Every record here needs to be written out again exactly.
[MATERIAL TO PROCESS start]
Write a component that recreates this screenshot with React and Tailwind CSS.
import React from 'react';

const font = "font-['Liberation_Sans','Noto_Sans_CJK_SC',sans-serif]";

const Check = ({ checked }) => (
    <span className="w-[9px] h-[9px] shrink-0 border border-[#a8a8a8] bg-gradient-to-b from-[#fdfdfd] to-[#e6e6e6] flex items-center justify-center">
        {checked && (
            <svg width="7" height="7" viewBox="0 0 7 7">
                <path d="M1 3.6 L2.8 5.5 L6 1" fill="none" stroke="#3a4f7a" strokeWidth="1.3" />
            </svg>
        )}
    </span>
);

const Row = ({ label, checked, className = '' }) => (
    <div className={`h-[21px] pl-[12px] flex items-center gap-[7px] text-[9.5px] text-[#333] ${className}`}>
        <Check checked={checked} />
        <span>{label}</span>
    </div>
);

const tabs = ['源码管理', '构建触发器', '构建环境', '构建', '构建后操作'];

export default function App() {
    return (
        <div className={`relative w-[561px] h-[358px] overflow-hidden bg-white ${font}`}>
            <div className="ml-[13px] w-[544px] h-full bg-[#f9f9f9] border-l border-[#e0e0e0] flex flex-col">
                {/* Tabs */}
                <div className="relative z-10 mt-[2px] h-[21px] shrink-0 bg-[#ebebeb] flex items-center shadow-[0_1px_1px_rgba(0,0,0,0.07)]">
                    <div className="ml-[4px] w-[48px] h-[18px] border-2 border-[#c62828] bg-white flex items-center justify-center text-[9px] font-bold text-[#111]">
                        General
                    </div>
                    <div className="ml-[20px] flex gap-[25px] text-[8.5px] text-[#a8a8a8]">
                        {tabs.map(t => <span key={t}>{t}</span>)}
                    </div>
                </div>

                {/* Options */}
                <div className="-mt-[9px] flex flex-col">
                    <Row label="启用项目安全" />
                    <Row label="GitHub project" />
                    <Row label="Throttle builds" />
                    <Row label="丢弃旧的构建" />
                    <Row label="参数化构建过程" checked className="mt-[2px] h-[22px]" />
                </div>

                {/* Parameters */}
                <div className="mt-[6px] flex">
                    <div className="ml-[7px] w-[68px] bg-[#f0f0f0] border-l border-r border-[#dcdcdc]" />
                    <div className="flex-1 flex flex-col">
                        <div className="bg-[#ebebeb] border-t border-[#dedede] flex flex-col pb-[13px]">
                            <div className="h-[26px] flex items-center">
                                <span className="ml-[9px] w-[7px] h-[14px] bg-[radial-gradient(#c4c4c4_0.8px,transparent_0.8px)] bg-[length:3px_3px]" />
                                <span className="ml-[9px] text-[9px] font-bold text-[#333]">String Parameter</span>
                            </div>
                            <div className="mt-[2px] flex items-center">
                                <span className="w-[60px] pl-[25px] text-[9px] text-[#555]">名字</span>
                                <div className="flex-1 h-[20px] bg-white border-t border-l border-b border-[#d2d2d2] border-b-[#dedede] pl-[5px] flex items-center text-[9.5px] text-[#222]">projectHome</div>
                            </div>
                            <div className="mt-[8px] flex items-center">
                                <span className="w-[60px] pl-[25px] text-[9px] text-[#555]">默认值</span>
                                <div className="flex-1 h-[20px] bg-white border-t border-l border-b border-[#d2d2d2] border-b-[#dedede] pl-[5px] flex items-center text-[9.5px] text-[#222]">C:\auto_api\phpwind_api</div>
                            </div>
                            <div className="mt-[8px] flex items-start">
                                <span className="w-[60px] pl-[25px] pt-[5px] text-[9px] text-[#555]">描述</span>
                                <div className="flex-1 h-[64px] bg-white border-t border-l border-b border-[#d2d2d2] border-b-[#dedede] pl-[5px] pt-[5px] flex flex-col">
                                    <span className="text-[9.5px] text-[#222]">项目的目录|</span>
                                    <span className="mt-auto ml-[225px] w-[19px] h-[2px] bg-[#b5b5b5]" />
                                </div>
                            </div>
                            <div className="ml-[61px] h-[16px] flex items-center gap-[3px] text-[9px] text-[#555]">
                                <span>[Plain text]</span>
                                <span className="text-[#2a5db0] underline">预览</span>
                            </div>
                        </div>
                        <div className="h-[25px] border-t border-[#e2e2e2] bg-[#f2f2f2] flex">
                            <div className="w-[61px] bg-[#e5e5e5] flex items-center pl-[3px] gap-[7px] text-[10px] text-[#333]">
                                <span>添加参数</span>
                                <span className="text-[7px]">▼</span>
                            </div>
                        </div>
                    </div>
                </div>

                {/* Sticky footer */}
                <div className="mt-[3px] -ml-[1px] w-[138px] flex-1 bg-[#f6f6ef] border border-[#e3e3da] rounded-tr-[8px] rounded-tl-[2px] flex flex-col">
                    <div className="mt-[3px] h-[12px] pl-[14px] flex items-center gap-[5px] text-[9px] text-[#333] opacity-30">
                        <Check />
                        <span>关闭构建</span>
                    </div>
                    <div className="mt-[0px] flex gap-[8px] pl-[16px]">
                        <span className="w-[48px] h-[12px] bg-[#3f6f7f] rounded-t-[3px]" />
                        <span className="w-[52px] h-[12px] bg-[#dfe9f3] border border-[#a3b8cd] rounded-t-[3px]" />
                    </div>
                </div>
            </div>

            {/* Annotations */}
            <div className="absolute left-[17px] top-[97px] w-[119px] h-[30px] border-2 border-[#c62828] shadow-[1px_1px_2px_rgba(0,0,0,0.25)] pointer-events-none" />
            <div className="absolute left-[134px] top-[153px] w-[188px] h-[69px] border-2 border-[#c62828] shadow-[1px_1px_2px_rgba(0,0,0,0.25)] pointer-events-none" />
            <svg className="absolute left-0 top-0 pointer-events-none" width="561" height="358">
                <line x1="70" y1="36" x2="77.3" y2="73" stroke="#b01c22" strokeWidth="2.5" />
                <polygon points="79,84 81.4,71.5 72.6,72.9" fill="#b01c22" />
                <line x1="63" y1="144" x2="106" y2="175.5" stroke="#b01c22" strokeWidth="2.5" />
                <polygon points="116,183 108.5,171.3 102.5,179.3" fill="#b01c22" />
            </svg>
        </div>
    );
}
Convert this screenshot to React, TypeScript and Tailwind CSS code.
[MATERIAL TO PROCESS end]
**RESULT OF THE TASK**
Write a component that recreates this screenshot with React and Tailwind CSS.
import React from 'react';

const font = "font-['Liberation_Sans','Noto_Sans_CJK_SC',sans-serif]";

const Check = ({ checked }) => (
    <span className="w-[9px] h-[9px] shrink-0 border border-[#a8a8a8] bg-gradient-to-b from-[#fdfdfd] to-[#e6e6e6] flex items-center justify-center">
        {checked && (
            <svg width="7" height="7" viewBox="0 0 7 7">
                <path d="M1 3.6 L2.8 5.5 L6 1" fill="none" stroke="#3a4f7a" strokeWidth="1.3" />
            </svg>
        )}
    </span>
);

const Row = ({ label, checked, className = '' }) => (
    <div className={`h-[21px] pl-[12px] flex items-center gap-[7px] text-[9.5px] text-[#333] ${className}`}>
        <Check checked={checked} />
        <span>{label}</span>
    </div>
);

const tabs = ['源码管理', '构建触发器', '构建环境', '构建', '构建后操作'];

export default function App() {
    return (
        <div className={`relative w-[561px] h-[358px] overflow-hidden bg-white ${font}`}>
            <div className="ml-[13px] w-[544px] h-full bg-[#f9f9f9] border-l border-[#e0e0e0] flex flex-col">
                {/* Tabs */}
                <div className="relative z-10 mt-[2px] h-[21px] shrink-0 bg-[#ebebeb] flex items-center shadow-[0_1px_1px_rgba(0,0,0,0.07)]">
                    <div className="ml-[4px] w-[48px] h-[18px] border-2 border-[#c62828] bg-white flex items-center justify-center text-[9px] font-bold text-[#111]">
                        General
                    </div>
                    <div className="ml-[20px] flex gap-[25px] text-[8.5px] text-[#a8a8a8]">
                        {tabs.map(t => <span key={t}>{t}</span>)}
                    </div>
                </div>

                {/* Options */}
                <div className="-mt-[9px] flex flex-col">
                    <Row label="启用项目安全" />
                    <Row label="GitHub project" />
                    <Row label="Throttle builds" />
                    <Row label="丢弃旧的构建" />
                    <Row label="参数化构建过程" checked className="mt-[2px] h-[22px]" />
                </div>

                {/* Parameters */}
                <div className="mt-[6px] flex">
                    <div className="ml-[7px] w-[68px] bg-[#f0f0f0] border-l border-r border-[#dcdcdc]" />
                    <div className="flex-1 flex flex-col">
                        <div className="bg-[#ebebeb] border-t border-[#dedede] flex flex-col pb-[13px]">
                            <div className="h-[26px] flex items-center">
                                <span className="ml-[9px] w-[7px] h-[14px] bg-[radial-gradient(#c4c4c4_0.8px,transparent_0.8px)] bg-[length:3px_3px]" />
                                <span className="ml-[9px] text-[9px] font-bold text-[#333]">String Parameter</span>
                            </div>
                            <div className="mt-[2px] flex items-center">
                                <span className="w-[60px] pl-[25px] text-[9px] text-[#555]">名字</span>
                                <div className="flex-1 h-[20px] bg-white border-t border-l border-b border-[#d2d2d2] border-b-[#dedede] pl-[5px] flex items-center text-[9.5px] text-[#222]">projectHome</div>
                            </div>
                            <div className="mt-[8px] flex items-center">
                                <span className="w-[60px] pl-[25px] text-[9px] text-[#555]">默认值</span>
                                <div className="flex-1 h-[20px] bg-white border-t border-l border-b border-[#d2d2d2] border-b-[#dedede] pl-[5px] flex items-center text-[9.5px] text-[#222]">C:\auto_api\phpwind_api</div>
                            </div>
                            <div className="mt-[8px] flex items-start">
                                <span className="w-[60px] pl-[25px] pt-[5px] text-[9px] text-[#555]">描述</span>
                                <div className="flex-1 h-[64px] bg-white border-t border-l border-b border-[#d2d2d2] border-b-[#dedede] pl-[5px] pt-[5px] flex flex-col">
                                    <span className="text-[9.5px] text-[#222]">项目的目录|</span>
                                    <span className="mt-auto ml-[225px] w-[19px] h-[2px] bg-[#b5b5b5]" />
                                </div>
                            </div>
                            <div className="ml-[61px] h-[16px] flex items-center gap-[3px] text-[9px] text-[#555]">
                                <span>[Plain text]</span>
                                <span className="text-[#2a5db0] underline">预览</span>
                            </div>
                        </div>
                        <div className="h-[25px] border-t border-[#e2e2e2] bg-[#f2f2f2] flex">
                            <div className="w-[61px] bg-[#e5e5e5] flex items-center pl-[3px] gap-[7px] text-[10px] text-[#333]">
                                <span>添加参数</span>
                                <span className="text-[7px]">▼</span>
                            </div>
                        </div>
                    </div>
                </div>

                {/* Sticky footer */}
                <div className="mt-[3px] -ml-[1px] w-[138px] flex-1 bg-[#f6f6ef] border border-[#e3e3da] rounded-tr-[8px] rounded-tl-[2px] flex flex-col">
                    <div className="mt-[3px] h-[12px] pl-[14px] flex items-center gap-[5px] text-[9px] text-[#333] opacity-30">
                        <Check />
                        <span>关闭构建</span>
                    </div>
                    <div className="mt-[0px] flex gap-[8px] pl-[16px]">
                        <span className="w-[48px] h-[12px] bg-[#3f6f7f] rounded-t-[3px]" />
                        <span className="w-[52px] h-[12px] bg-[#dfe9f3] border border-[#a3b8cd] rounded-t-[3px]" />
                    </div>
                </div>
            </div>

            {/* Annotations */}
            <div className="absolute left-[17px] top-[97px] w-[119px] h-[30px] border-2 border-[#c62828] shadow-[1px_1px_2px_rgba(0,0,0,0.25)] pointer-events-none" />
            <div className="absolute left-[134px] top-[153px] w-[188px] h-[69px] border-2 border-[#c62828] shadow-[1px_1px_2px_rgba(0,0,0,0.25)] pointer-events-none" />
            <svg className="absolute left-0 top-0 pointer-events-none" width="561" height="358">
                <line x1="70" y1="36" x2="77.3" y2="73" stroke="#b01c22" strokeWidth="2.5" />
                <polygon points="79,84 81.4,71.5 72.6,72.9" fill="#b01c22" />
                <line x1="63" y1="144" x2="106" y2="175.5" stroke="#b01c22" strokeWidth="2.5" />
                <polygon points="116,183 108.5,171.3 102.5,179.3" fill="#b01c22" />
            </svg>
        </div>
    );
}
Convert this screenshot to React, TypeScript and Tailwind CSS code.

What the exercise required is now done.